Trubus.id–Guru besar Fakultas Pertanian, IPB University Prof. Dr. Suryo Wiyono menciptakan teknologi mikroba intensif untuk budi daya cabai. Hasilnya produktivitas meningkat 27% dan biaya produksi menurun 15%.
Suryo menuturkan mikroba intensif untuk budi daya cabai adalah teknologi produksi cabai terutama untuk pengendalian hama dan penyakit. Dalam teknologi itu Suryo menggunakan enam mikroba dengan waktu dan teknik aplikasi yang berbeda, artinya tidak dicampur.
Mikroba itu terdiri dari Trichoderma harzianum, Pseudomonas fluorescens, dan Bacillus polymixa – PGPR, Lecanicillium lecanii, Cercospora nicotinae H5, dan Rhodotorula minuta.
“Cabai tanaman yang paling banyak hama dan penyakitnya sekitar 20 hama dan penyakit. Selain itu, terdapat penggunaan pestisida yang tinggi. Misalnya pada cabai keriting bisa 3 hari sekali atau 20–30 kali oer musim. Komponen biaya produksi bisa sampai 15%,” ujar Suryo.
Maka ia dan tim meramu suatu teknologi pengendalian berbagai hama dan penyakit dengan berbagai mikroba intensif itu. Keunggulan lain tanpa menggunakan pestisida sama sekali. Selain itu, memiliki keefektifan lebih tinggi dibanding cara konvensional.
“Misalnya mengurangi busuk batang 50% dan penyakit virus terkendali 30–50%. Selain itu, produktivitas meningkat 27%. Adapun biaya produksi menurun 15%,” ujar Suryo.
Pengujian penggunaan mikroba intensif budi daya cabai itu di enam lokasi pada 2023 yakni Gowa, Kediri, Bantul, Tegal, Garut, dan Pandeglang. “Teknologi ramah lingkungan, murah, dan teruji di enam lokasi,” kata Suryo pada wawancara IPB TV.
Aplikasi
Pengaplikasi mikroba intensif pada budi daya cabai itu terdiri dari 3 kelompok. Pertama pada perlakuan benih dan media tanam dengan menggunakan Trichoderma strain khusus. Perlakukan lain pada benih dengan dua bakteri, sehingga untuk persemaian.
Kelompok kedua yakni bakteri tadi dan Trichoderma diaplikasikan ke lubang tanam cabai di lahan. Ketiga penyemprotan tanaman cabai secara reguler sepekan sekali. Suryo menuturkan sasaran akhir teknologi ini yakni petani dan sasaran antara yakni pemegang kebijakan.
“Kami bekerja sama dengan Direktorat Perlindungan Ditjen Hortikultura Kementerian Pertanian (Kementan) untuk mendorong menyebarluaskan teknologi ini ke seluruh petani cabai di Indonesia,” ujarnya.

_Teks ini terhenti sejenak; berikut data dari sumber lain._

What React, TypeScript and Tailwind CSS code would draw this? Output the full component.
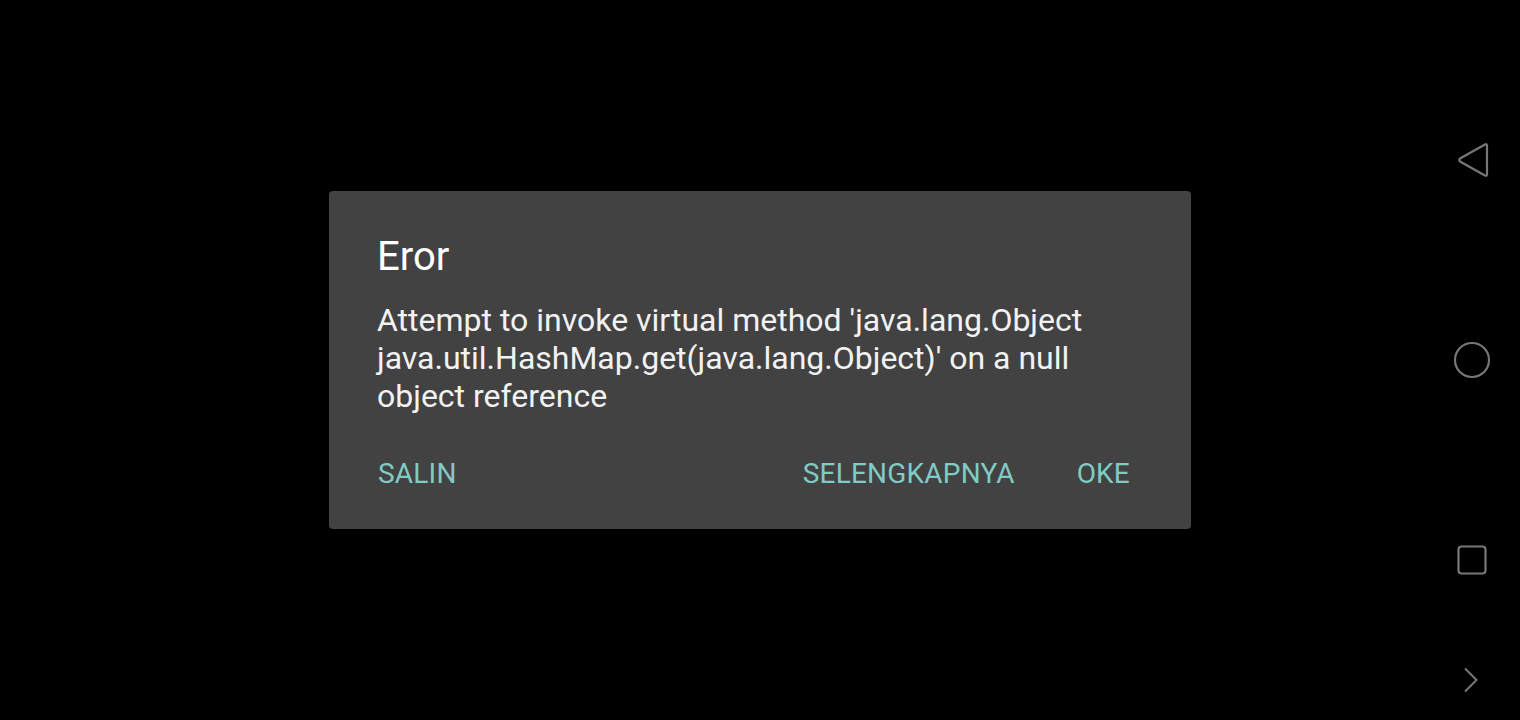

Ia berharap teknologi ini dapat meningkatkan produktivitas cabai, menurunkan biaya produksi, dan menurunkan penggunaan pestisida. Suryo menuturkan untuk keberlanjutan perlu dukungan dari pemegang kebijakan khusunya pemerintah yakni Ditjen Hortikultura, pemerintah daerah, dan petani cabai.